Le contexte néolibéral de cette mutation sociale a un autre corollaire, la mondialisation, que les turiféraires du régime s’évertuent à prétendre irréversible, aux même titre que les «lois du marché» C’est un lavage de cerveau visant à occulter l’opacité criminelle de cette mondialisation, grace à laquelle des opérations du genre des cargos de requérants peuvent être lancées dans l’impunité.
Nul doute que les bilans sur le long terme sont délicats. Néanmoins, sur le plan de ces mutations sociales, force est de dire que c’était mieux avant. Et puisqu’on est dans la période des voeux, souhaitons qu’en 2015, ce soit mieux qu’avant.

*Voire des emplois pas payés: c’est l’apparition d’une nouvelle catégorie de stages dont l’apport sur le plan de la formation est quasi-nul, stages de courte durée mais renouvelables et surtout non rétribués ou au lance-pierre, occupations que les jeunes doivent bien accepter dans l’attente d’un vrai travail.
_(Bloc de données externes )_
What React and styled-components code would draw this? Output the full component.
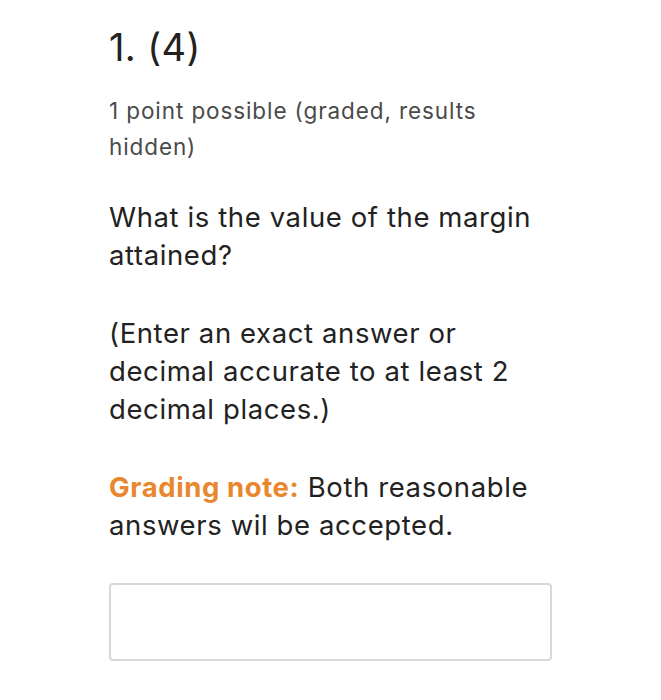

** Que voilà une diabolisation de la technique, dira-t-on, alors qu’elle n’est en soi ni bonne ni mauvaise. Voire. La neutralité scientifique est tributaire des commanditaires de la recherche, et c’est là qu’intervient hélas la dominante mercantile des objectifs sociétaux. L’utilitarisme a affaibli la recherche fondamentale au profit de la recherche appliquée, puis soumis celle-ci à des impératifs de rentabilité déguisés en obligation de résultats. Et l’on voit aujourd’hui un directeur d’école polytechnique prétendre, après l’avoir caché, que le droit de regard d’une multinationale dans la nomination des professeurs est normal… Quant à Internet, la Toile rend d’innombrables services, mais les réseaux autoproclamés sociaux et avant tout machines à profit sont le lieu de manipulations sociales et le supports de comportements criminels, qui justifient des surveillances supplémentaires.